Thursday, November 13, 1:45 to 3:15pm, Property: Hyatt Regency Seattle, Floor: 6th Floor, Room: 603 - Skagit

Abstract

As the U.S. population ages, ensuring the financial security of older adults has become a pressing policy challenge. In 2024, over four million Americans turned 65—an unprecedented milestone. With many lacking sufficient private savings, Social Security plays a crucial role in providing retirement income. Yet, rising longevity and a shrinking tax base raise concerns about both the program’s solvency and whether benefit structures and claiming behaviors support optimal financial outcomes. At the same time, while much policy discourse has focused on program solvency and replacement rates, less is known about how the timing of benefit claims affects broader dimensions of household wealth and financial resilience during retirement.


We fill this gap in literature by examining the consequences of sub-optimal Social Security claiming for retirees' financial well-being. In doing so, we introduce a novel measure—the Social Security Optimization Failure (OF) Index—to quantify the extent to which individuals deviate from their optimal initial claiming age. The index is constructed in three stages: (1) calculating the claiming age that would maximize lifetime Social Security wealth based on each individual’s earnings record, life expectancy, and discount rate; and (2) measuring the temporal distance between actual and optimal claiming age. Using linked data from the Health and Retirement Study (HRS) 1992-2020, Social Security Administration records, and monthly working trajectory data, we estimate the association between optimization failure and multiple indicators of post-claiming financial well-being: liquid assets, private pension wealth, real estate wealth, and total household wealth.

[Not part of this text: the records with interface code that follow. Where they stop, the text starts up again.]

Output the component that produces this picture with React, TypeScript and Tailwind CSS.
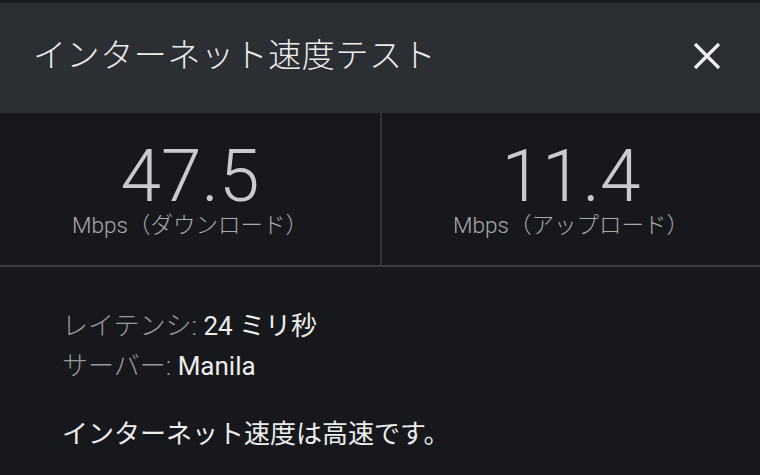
import React from 'react';

const font = { fontFamily: 'Roboto, "Noto Sans CJK JP", sans-serif' };

interface StatProps {
  value: string;
  label: string;
}

function Stat({ value, label }: StatProps) {
  return (
    <div className="flex flex-col items-center pt-[26px]">
      <p className="text-[73px] font-light leading-[74px] text-[#c9cacd]">{value}</p>
      <p className="text-[22.5px] font-light leading-[24px] text-[#a9aaae]">{label}</p>
    </div>
  );
}

export default function App() {
  return (
    <div className="h-[475px] w-[760px] overflow-hidden bg-[#17181c]" style={font}>
      <div className="h-[3px] bg-[#1b1c1f]" />
      <div className="flex h-[110px] items-center justify-between bg-[#2b2e33] pb-[5px] pl-[33px] pr-[38px]">
        <h1 className="text-[33px] font-light tracking-[0.6px] text-[#ebebeb]">インターネット速度テスト</h1>
        <svg width="30" height="30" viewBox="0 0 30 30" className="mt-[1px]">
          <path d="M3 3 L27 27 M27 3 L3 27" stroke="#efefef" strokeWidth="3.2" strokeLinecap="butt" />
        </svg>
      </div>
      <div className="grid h-[154px] grid-cols-[382px_1fr] border-b-2 border-[#3a3b3f]">
        <div className="border-r-2 border-[#34353a]">
          <Stat value="47.5" label="Mbps（ダウンロード）" />
        </div>
        <Stat value="11.4" label="Mbps（アップロード）" />
      </div>
      <div className="px-[62px] pt-[39px] text-[26px] leading-[40px]">
        <p>
          <span className="font-light text-[#98999d]">レイテンシ:</span>
          <span className="text-[#ececec]"> 24 ミリ秒</span>
        </p>
        <p>
          <span className="font-light text-[#98999d]">サーバー:</span>
          <span className="text-[#ececec]"> Manila</span>
        </p>
        <p className="mt-[28px] text-[#ececec]">インターネット速度は高速です。</p>
      </div>
    </div>
  );
}
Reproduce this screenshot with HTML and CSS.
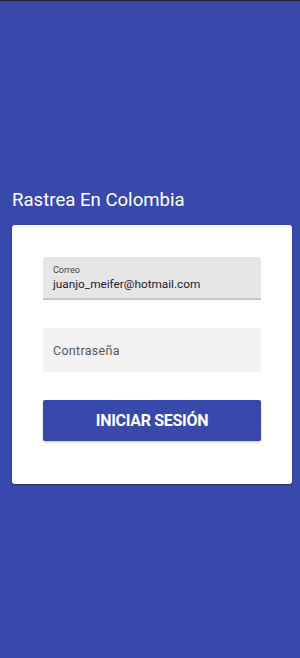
FILE: index.html
```html
<!DOCTYPE html>
<html lang="es">
<head>
<meta charset="utf-8">
<title>Rastrea En Colombia</title>
<link rel="stylesheet" href="styles.css">
</head>
<body>
<div class="topline"></div>
<main class="screen">
  <h1 class="title">Rastrea En Colombia</h1>
  <section class="card">
    <div class="field field-filled">
      <span class="field-label">Correo</span>
      <span class="field-value">juanjo_meifer@hotmail.com</span>
    </div>
    <div class="field field-empty">
      <span class="field-placeholder">Contraseña</span>
    </div>
    <button class="btn" type="button">INICIAR SESIÓN</button>
  </section>
</main>
</body>
</html>
```
FILE: styles.css
```css
html, body {
  margin: 0;
  padding: 0;
  height: 100%;
}
body {
  background: #3949ab;
  font-family: Roboto, "Noto Sans", sans-serif;
  display: flex;
  flex-direction: column;
}
.topline {
  height: 1px;
  background: #222;
  flex: none;
}
.screen {
  flex: 1;
  display: flex;
  flex-direction: column;
  padding: 185px 8px 0 12px;
}
.title {
  margin: 0;
  color: #fff;
  font-weight: 400;
  font-size: 18.6px;
  line-height: 28px;
  height: 28px;
}
.card {
  margin-top: 11px;
  background: #fff;
  border-radius: 3px;
  box-shadow: 0 1px 2px rgba(0,0,0,0.35);
  height: 259px;
  box-sizing: border-box;
  padding: 32px 31px 0 31px;
  display: flex;
  flex-direction: column;
}
.field {
  box-sizing: border-box;
  display: flex;
  flex-direction: column;
  justify-content: center;
  padding: 0 10px;
  border-top-left-radius: 2px;
  border-top-right-radius: 2px;
}
.field-filled {
  background: #e6e6e6;
  height: 43px;
  border-bottom: 2px solid #c4c4c4;
}
.field-label {
  font-size: 9px;
  line-height: 11px;
  color: #444;
  margin-top: 2px;
}
.field-value {
  font-size: 11.8px;
  line-height: 16px;
  color: #1c1c30;
}
.field-empty {
  margin-top: 28px;
  background: #f2f2f2;
  height: 44px;
}
.field-placeholder {
  font-size: 12.5px;
  color: #555;
  letter-spacing: 0.3px;
}
.btn {
  margin-top: 28px;
  height: 41px;
  border: none;
  border-radius: 2px;
  background: #3949ab;
  color: #fff;
  font-family: Roboto, "Noto Sans", sans-serif;
  font-weight: 700;
  font-size: 16px;
  letter-spacing: -0.3px;
  box-shadow: 0 1px 2px rgba(0,0,0,0.25);
  padding: 0;
}
```
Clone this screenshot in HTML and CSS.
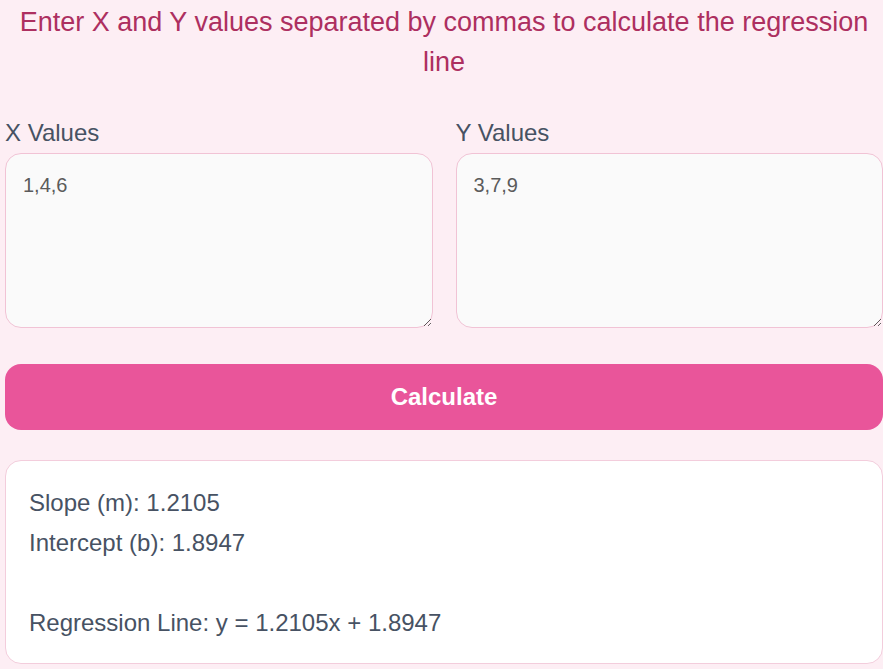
FILE: index.html
```html
<!DOCTYPE html>
<html lang="en">
<head>
<meta charset="utf-8">
<title>Linear Regression Calculator</title>
<link rel="stylesheet" href="styles.css">
</head>
<body>
<main class="calc">
  <h1 class="calc-intro">Enter X and Y values separated by commas to calculate the regression line</h1>
  <div class="inputs">
    <div class="field">
      <label class="field-label" for="xs">X Values</label>
      <textarea id="xs" class="field-input">1,4,6</textarea>
    </div>
    <div class="field">
      <label class="field-label" for="ys">Y Values</label>
      <textarea id="ys" class="field-input">3,7,9</textarea>
    </div>
  </div>
  <button class="calc-btn" type="button">Calculate</button>
  <section class="result">
    <p class="result-line">Slope (m): 1.2105</p>
    <p class="result-line">Intercept (b): 1.8947</p>
    <p class="result-line result-eq">Regression Line: y = 1.2105x + 1.8947</p>
  </section>
</main>
</body>
</html>
```
FILE: styles.css
```css
html, body {
  margin: 0;
  background: #fdeef4;
}

body {
  font-family: "Liberation Sans", Arial, sans-serif;
  color: #475263;
}

.calc {
  width: 878px;
  padding-left: 5px;
  box-sizing: content-box;
}

.calc-intro {
  margin: 2px 0 0;
  font-size: 27px;
  font-weight: 400;
  line-height: 40px;
  text-align: center;
  color: #ad2f60;
}

.inputs {
  display: grid;
  grid-template-columns: 1fr 1fr;
  column-gap: 23px;
  margin-top: 34px;
}

.field {
  display: flex;
  flex-direction: column;
}

.field-label {
  font-size: 24px;
  line-height: 33px;
  margin-bottom: 4px;
  color: #475263;
}

.field-input {
  box-sizing: border-box;
  height: 175px;
  padding: 16px 17px;
  border: 1px solid #f1c3d5;
  border-radius: 16px;
  background: #fafafa;
  font-family: "Liberation Sans", Arial, sans-serif;
  font-size: 20px;
  line-height: 30px;
  color: #5b5b5b;
  resize: vertical;
}

.calc-btn {
  display: block;
  width: 100%;
  height: 66px;
  margin-top: 36px;
  border: none;
  border-radius: 16px;
  background: #e9559a;
  color: #ffffff;
  font-family: "Liberation Sans", Arial, sans-serif;
  font-size: 24px;
  font-weight: 700;
}

.result {
  margin-top: 30px;
  box-sizing: border-box;
  height: 204px;
  padding: 22px 23px;
  border: 1px solid #f3cddc;
  border-radius: 16px;
  background: #ffffff;
}

.result-line {
  margin: 0;
  font-size: 24px;
  line-height: 40px;
  color: #475263;
}

.result-eq {
  margin-top: 40px;
}
```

We also compare the estimation outcomes separately for individuals who claim Social Security sub-optimally early with those claiming sub-optimally late.

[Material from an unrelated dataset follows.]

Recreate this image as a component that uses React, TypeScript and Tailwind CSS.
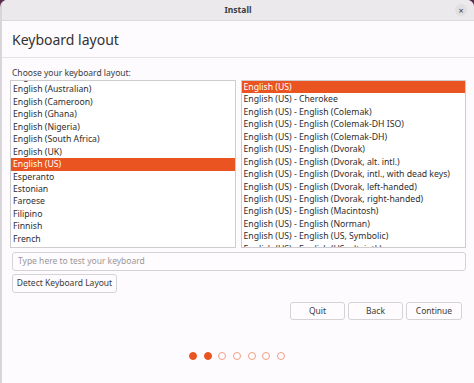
const LEFT = [
  "English",
  "English (Australian)",
  "English (Cameroon)",
  "English (Ghana)",
  "English (Nigeria)",
  "English (South Africa)",
  "English (UK)",
  "English (US)",
  "Esperanto",
  "Estonian",
  "Faroese",
  "Filipino",
  "Finnish",
  "French",
];

const RIGHT = [
  "English (US)",
  "English (US) - Cherokee",
  "English (US) - English (Colemak)",
  "English (US) - English (Colemak-DH ISO)",
  "English (US) - English (Colemak-DH)",
  "English (US) - English (Dvorak)",
  "English (US) - English (Dvorak, alt. intl.)",
  "English (US) - English (Dvorak, intl., with dead keys)",
  "English (US) - English (Dvorak, left-handed)",
  "English (US) - English (Dvorak, right-handed)",
  "English (US) - English (Macintosh)",
  "English (US) - English (Norman)",
  "English (US) - English (US, Symbolic)",
  "English (US) - English (US, alt. intl.)",
];

function Row({ label, selected }: { label: string; selected?: boolean }) {
  return (
    <div
      className={`h-[12.45px] leading-[12.45px] px-[2px] whitespace-nowrap ${
        selected ? "bg-[#e95420] text-white" : "text-[#2e2e2e]"
      }`}
    >
      {label}
    </div>
  );
}

function Btn({ label, className = "" }: { label: string; className?: string }) {
  return (
    <div
      className={`flex items-center justify-center rounded-[3px] border border-[#d6d3d6] bg-[#fefcfe] text-[#3a3a3a] text-[8.5px] ${className}`}
    >
      {label}
    </div>
  );
}

export default function App() {
  return (
    <div
      className="w-[474px] h-[383px] bg-[#5a2a4a] overflow-hidden"
      style={{ fontFamily: '"Noto Sans", "DejaVu Sans", sans-serif' }}
    >
      <div className="w-[474px] h-[383px] rounded-t-[7px] bg-[#fdfbfd] border-l-2 border-[#d9d6d9] flex flex-col overflow-hidden">
        <div className="h-[21px] shrink-0 bg-[#ebe9eb] border-b border-[#dcd9dc] relative flex items-center justify-center">
          <span className="text-[8.5px] font-bold text-[#3c3c3c]">Install</span>
          <span className="absolute right-[7px] top-[4px] w-[12px] h-[12px] rounded-full bg-[#e2dfe2] flex items-center justify-center text-[9px] leading-none text-[#444]">
            ×
          </span>
        </div>

        <div className="h-[37px] shrink-0 flex items-center pl-[10px] border-b border-[#e6e3e6]">
          <span className="text-[14px] text-[#333]">Keyboard layout</span>
        </div>

        <div className="pl-[8px] pr-[8px] pt-[9px] flex flex-col">
          <div className="text-[8.5px] text-[#3a3a3a] h-[12px] leading-[12px] pl-[2px]">
            Choose your keyboard layout:
          </div>

          <div className="flex gap-[5px] mt-[1px] text-[8.7px]">
            <div className="w-[226px] h-[168px] border border-[#cfcccf] bg-white overflow-hidden">
              <div className="-mt-[10px]">
                {LEFT.map((l, i) => (
                  <Row key={i} label={l} selected={i === 7} />
                ))}
              </div>
            </div>
            <div className="w-[226px] h-[168px] border border-[#cfcccf] bg-white overflow-hidden">
              {RIGHT.map((l, i) => (
                <Row key={i} label={l} selected={i === 0} />
              ))}
            </div>
          </div>

          <div className="mt-[4px] ml-[2px] w-[454px] h-[19px] rounded-[3px] border border-[#d6d3d6] bg-[#fefcfe] flex items-center pl-[5px] text-[8.5px] text-[#9a979a]">
            Type here to test your keyboard
          </div>

          <Btn label="Detect Keyboard Layout" className="mt-[3px] ml-[2px] w-[105px] h-[19px]" />

          <div className="flex justify-end gap-[3px] mt-[9px] pr-[4px]">
            <Btn label="Quit" className="w-[55px] h-[18px]" />
            <Btn label="Back" className="w-[55px] h-[18px]" />
            <Btn label="Continue" className="w-[56px] h-[18px]" />
          </div>

          <div className="flex justify-center gap-[6.7px] mt-[32px] -ml-[2px]">
            {[0, 1, 2, 3, 4, 5, 6].map((i) => (
              <span
                key={i}
                className={`w-[8px] h-[8px] rounded-full border ${
                  i < 2 ? "bg-[#e95420] border-[#e95420]" : "bg-transparent border-[#f0a080]"
                }`}
              />
            ))}
          </div>
        </div>
      </div>
    </div>
  );
}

Findings reveal that individuals who claim Social Security benefits at sub-optimal times tend to have significantly lower total and real estate wealth after retirement. Notably, we find no significant association between sub-optimal claiming and private pension wealth. Disaggregating the results by subgroups of sub-optimal early and late claimers and decomposing financial outcomes into sub-categories, we find that the adverse financial effects are concentrated among early-claimers. This pattern supports a theoretical framework that financial constraints and limited foresight drive both sub-optimal claiming and insufficient accumulation of other forms of wealth (hypothesis 1)—outweighing a potential substitutability between different forms of retirement wealth (hypothesis 2).


This study provides new empirical evidence that sub-optimal Social Security claiming—particularly early claiming—has lasting negative consequences on older individuals’ lifetime Social Security wealth accumulation and financial well-being. These results underscore the importance of enhancing policies and support systems that can guide older adults make informed claiming decisions. Policy responses could include expanding access to financial literacy programs targeted at pre-retirees and integrating decision-support tools into retirement planning services (i.e., enhancing the optimal claiming guidance feature—with improved calculation tools that show not only the expected monthly benefits but also the lifetime Social Security wealth associated with each initial claiming timing). Reducing Optimization Failure in Social Security claiming has the potential to enhance retirement security for a growing population of older Americans, especially for those with limited retirement assets.